▸ **Your goal**: In the material below, find all lines with the string "React" and copy them.

Start of Task input

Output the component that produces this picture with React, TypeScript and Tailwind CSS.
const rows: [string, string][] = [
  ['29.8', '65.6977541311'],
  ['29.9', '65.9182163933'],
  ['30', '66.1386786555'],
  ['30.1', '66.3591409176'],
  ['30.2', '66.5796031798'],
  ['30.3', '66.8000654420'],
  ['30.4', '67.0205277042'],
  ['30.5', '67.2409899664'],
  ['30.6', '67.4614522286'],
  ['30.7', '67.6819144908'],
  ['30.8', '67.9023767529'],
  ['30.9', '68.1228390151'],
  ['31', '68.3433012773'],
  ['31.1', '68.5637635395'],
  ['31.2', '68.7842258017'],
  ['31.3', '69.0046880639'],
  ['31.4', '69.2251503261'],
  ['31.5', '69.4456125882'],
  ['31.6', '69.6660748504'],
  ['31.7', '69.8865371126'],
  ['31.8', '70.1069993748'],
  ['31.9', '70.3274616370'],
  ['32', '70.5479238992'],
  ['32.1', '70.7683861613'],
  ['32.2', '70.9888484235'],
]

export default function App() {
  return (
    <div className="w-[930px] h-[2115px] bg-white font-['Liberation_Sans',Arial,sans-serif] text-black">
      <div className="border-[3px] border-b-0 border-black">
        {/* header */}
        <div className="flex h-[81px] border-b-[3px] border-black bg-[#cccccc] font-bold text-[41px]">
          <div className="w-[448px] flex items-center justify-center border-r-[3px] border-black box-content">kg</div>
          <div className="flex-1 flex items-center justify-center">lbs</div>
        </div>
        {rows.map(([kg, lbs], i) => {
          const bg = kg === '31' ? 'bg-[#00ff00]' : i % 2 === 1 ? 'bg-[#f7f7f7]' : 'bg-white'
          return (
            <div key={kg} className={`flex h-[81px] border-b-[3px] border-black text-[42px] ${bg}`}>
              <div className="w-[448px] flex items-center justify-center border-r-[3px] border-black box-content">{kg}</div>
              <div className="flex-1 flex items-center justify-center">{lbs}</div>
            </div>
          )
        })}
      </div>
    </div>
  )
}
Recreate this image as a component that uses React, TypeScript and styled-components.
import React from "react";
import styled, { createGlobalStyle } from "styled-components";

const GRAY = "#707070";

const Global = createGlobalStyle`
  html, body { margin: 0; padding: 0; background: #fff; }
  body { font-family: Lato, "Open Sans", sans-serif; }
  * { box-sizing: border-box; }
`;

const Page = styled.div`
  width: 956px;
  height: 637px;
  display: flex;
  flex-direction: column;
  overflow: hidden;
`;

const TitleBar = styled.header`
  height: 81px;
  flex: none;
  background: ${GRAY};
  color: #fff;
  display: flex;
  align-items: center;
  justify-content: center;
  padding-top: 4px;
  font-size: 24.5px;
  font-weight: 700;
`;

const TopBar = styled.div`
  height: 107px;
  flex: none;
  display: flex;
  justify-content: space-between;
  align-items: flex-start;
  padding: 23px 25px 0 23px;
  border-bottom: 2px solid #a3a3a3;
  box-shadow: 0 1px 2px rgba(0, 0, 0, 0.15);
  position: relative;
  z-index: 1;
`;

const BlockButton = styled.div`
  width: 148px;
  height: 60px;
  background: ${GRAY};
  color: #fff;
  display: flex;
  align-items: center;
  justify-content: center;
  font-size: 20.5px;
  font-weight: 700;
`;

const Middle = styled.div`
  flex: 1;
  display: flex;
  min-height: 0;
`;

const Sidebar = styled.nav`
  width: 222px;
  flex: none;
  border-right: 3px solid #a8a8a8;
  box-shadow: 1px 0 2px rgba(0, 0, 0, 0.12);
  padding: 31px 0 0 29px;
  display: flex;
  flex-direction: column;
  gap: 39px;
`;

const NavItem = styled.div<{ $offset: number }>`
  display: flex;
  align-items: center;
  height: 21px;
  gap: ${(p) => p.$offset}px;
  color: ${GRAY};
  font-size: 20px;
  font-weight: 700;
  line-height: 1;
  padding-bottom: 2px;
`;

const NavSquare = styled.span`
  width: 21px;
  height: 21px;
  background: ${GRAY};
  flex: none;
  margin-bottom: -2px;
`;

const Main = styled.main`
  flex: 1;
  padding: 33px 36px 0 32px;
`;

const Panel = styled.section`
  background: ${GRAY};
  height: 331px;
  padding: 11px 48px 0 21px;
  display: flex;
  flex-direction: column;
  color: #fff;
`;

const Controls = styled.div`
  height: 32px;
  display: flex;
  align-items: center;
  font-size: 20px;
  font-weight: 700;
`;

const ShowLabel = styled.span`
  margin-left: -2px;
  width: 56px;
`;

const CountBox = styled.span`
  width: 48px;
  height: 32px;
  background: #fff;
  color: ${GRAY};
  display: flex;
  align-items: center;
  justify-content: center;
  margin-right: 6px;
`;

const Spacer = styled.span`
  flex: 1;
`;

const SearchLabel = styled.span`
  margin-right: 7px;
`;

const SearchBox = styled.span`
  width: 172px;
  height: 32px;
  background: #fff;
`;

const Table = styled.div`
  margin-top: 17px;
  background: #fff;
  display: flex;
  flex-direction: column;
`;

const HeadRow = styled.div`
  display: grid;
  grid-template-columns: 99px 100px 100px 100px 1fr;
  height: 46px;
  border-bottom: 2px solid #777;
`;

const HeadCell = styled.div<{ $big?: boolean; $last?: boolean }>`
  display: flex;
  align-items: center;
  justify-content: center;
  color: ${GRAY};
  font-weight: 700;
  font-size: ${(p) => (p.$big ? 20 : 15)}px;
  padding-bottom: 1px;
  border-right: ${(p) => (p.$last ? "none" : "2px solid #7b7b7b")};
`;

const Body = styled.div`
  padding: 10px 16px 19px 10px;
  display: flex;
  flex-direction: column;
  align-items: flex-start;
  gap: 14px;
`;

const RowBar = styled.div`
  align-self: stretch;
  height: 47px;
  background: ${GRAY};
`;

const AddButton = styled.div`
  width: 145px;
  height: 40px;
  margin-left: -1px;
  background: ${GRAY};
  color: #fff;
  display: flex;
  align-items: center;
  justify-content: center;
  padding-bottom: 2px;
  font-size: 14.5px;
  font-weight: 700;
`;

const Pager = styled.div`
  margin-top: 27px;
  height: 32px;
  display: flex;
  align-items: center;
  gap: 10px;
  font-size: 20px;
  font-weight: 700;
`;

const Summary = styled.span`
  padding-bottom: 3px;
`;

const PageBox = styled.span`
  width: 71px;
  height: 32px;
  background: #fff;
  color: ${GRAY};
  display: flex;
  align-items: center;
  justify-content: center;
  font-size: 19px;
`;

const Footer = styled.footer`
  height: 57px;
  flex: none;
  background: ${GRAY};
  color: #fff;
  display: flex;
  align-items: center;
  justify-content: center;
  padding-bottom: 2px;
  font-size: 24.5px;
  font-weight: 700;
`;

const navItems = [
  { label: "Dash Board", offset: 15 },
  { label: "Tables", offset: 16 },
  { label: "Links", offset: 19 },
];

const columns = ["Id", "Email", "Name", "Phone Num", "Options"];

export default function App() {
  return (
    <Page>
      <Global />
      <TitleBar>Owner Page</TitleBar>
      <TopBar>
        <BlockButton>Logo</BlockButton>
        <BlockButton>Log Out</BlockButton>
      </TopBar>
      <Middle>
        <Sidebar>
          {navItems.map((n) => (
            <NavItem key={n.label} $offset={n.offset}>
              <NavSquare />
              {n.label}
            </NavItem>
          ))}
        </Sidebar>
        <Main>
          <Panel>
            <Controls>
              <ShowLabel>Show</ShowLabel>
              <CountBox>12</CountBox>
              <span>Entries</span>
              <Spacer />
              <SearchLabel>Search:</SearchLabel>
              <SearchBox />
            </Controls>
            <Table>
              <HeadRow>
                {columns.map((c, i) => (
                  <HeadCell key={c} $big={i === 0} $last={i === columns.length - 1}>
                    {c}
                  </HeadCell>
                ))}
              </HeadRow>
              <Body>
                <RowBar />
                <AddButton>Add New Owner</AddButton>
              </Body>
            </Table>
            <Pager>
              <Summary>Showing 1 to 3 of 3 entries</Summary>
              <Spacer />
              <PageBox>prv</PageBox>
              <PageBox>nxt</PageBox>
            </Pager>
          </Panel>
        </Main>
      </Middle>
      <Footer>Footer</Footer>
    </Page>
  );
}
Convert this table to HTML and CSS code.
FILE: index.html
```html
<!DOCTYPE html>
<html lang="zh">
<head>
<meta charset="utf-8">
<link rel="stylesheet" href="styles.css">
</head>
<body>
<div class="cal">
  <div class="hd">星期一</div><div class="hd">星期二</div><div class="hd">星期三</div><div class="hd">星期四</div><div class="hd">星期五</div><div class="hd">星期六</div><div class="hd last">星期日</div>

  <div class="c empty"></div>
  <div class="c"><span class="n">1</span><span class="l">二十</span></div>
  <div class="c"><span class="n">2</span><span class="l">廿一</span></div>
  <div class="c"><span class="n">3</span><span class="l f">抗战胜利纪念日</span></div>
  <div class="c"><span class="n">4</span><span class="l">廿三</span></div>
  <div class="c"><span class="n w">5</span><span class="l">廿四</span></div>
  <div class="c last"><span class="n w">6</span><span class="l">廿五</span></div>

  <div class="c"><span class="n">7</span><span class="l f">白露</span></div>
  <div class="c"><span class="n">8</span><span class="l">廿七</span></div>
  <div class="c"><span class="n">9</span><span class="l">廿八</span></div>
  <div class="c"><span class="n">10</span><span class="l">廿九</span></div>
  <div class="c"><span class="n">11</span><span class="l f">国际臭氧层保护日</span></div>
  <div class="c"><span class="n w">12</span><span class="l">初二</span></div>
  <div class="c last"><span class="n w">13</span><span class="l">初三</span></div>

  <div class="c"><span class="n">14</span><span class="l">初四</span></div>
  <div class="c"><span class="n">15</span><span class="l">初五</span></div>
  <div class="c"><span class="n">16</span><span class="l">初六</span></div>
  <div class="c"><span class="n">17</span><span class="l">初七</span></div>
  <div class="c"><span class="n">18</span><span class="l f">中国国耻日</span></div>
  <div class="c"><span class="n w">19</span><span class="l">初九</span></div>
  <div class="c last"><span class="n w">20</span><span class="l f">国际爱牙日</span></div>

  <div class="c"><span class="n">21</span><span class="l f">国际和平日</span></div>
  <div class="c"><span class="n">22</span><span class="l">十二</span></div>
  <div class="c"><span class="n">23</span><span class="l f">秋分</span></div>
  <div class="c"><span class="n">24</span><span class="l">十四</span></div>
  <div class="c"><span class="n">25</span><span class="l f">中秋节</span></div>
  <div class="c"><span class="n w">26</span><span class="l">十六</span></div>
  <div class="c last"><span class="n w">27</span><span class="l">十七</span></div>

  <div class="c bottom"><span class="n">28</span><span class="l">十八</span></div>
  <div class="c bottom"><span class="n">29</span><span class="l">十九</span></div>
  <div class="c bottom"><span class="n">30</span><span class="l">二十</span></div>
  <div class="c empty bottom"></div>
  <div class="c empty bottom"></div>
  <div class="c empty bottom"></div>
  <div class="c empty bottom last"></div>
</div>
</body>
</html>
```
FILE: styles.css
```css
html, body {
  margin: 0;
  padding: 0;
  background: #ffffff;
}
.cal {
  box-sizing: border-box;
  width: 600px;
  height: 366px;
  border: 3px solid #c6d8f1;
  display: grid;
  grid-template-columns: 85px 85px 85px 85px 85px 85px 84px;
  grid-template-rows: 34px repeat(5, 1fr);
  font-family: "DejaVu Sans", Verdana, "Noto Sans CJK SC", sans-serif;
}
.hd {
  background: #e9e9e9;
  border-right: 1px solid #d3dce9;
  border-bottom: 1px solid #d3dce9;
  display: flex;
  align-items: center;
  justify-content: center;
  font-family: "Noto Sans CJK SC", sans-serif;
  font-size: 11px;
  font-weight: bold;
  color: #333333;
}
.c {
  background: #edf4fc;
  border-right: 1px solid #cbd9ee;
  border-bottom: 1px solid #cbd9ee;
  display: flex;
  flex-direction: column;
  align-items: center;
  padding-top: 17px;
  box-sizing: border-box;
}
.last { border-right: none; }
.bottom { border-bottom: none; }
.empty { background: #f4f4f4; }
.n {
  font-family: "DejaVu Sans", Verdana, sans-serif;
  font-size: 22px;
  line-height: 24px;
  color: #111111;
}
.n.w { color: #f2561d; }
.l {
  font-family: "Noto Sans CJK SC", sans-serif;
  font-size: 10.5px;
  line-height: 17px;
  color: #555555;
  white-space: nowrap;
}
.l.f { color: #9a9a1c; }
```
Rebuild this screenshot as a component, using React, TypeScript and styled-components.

End of Task input

▸ **Response to the exercise**:
Output the component that produces this picture with React, TypeScript and Tailwind CSS.
Recreate this image as a component that uses React, TypeScript and styled-components.
import React from "react";
Rebuild this screenshot as a component, using React, TypeScript and styled-components.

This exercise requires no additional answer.